Esa es mi tierra, donde sembramos el maíz que nos alimenta durante todo el año, y ahí juntito están nuestros agaves que crecen libres, los dejamos crecer hasta un punto en el que les mochamos el quiote para que la piña se ponga gorda y hermosa llena de azúcar.
Así es la tradición en mi tierra, mi abuelo le enseño a mi padre y mi padre a mí, ahora les he enseñado a mis hijos y mis hijos a sus hijos a cuidar el tesoro verde que nos da la tierra, esos agaves cupreata, que dejamos crecer por hartos años y luego cuando ya echan el jiote aguantamos unos meses más para desenterrarlos y quitarles sus hermosos brazos y dejar solo el centro, la piña y así la metemos cocer y seguimos el proceso hasta que tenemos nuestro mezcal.
Gracias al mezcal ahora se me hizo conocer el mar, nunca lo había visto, y eso que soy de acá, pero me queda lejos esta inmensidad azul.

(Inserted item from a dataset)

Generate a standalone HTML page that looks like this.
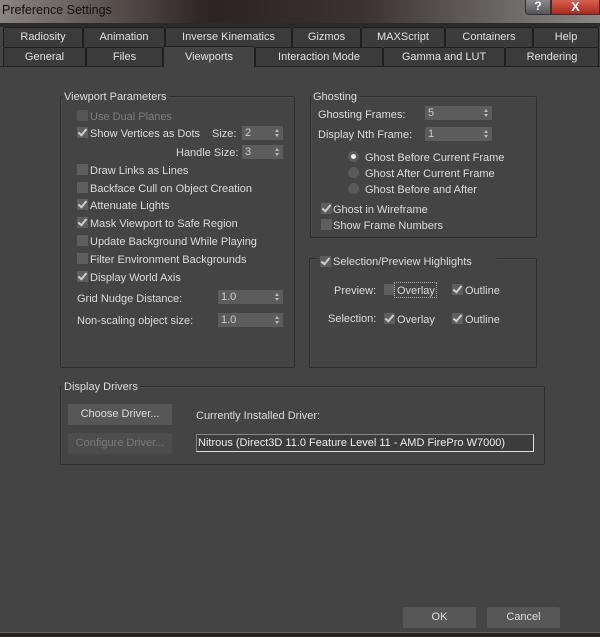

Con mucha ilusión, como si fuera un niño, Don Anastasio llego a la playa condesa, se quedó en silencio, se sentó en la arena y sus ojos se llenaron de azul, era como si el mar y la inmensidad se lo llevaran; sólo se escuchaba el fuerte oleaje, el revolotear de algunos pájaros y el respirar pausado del maestro mezcalero.
Treinta minutos de comunión entre el maestro y el mar, un viaje a la inmensidad a los 72 años de edad, después de haberse dedicado solamente a la milpa y al mezcal.
Finalmente, el hombre se levantó de la playa, sacudió su pantalón y tomó su sombrero. Estoy aquí, me dijo gracias a mi padre, Don Teodoro, él fue el que me enseño las artes de la destilación, tenía más que menos como 12 años cuando me adentré a la fábrica de mi padre y de ahí para acá ya nunca salí, pero ahora estoy aquí gracias al mezcal y a él que me enseñó a destilarlo.
Pues mire señorita, me dijo, llevo 60 años en la destilería y en el campo, siempre trabajando, esperando que el clima nos favorezca, que no llueva de más para que no se nos pierda en la inundación la milpa y que llueva lo suficiente para que no se seque lo sembrado.
Estoy feliz, me dijo con una sonrisa discreta, no me imaginé que el mar fuera así y que me recibieran aquí con tanto gusto, me extendió la mano requemada por el sol, fuerte y áspera por el trabajo diario, cálida y agradecida. La esperamos en el pueblo, cuando quiera, de ahí no me muevo.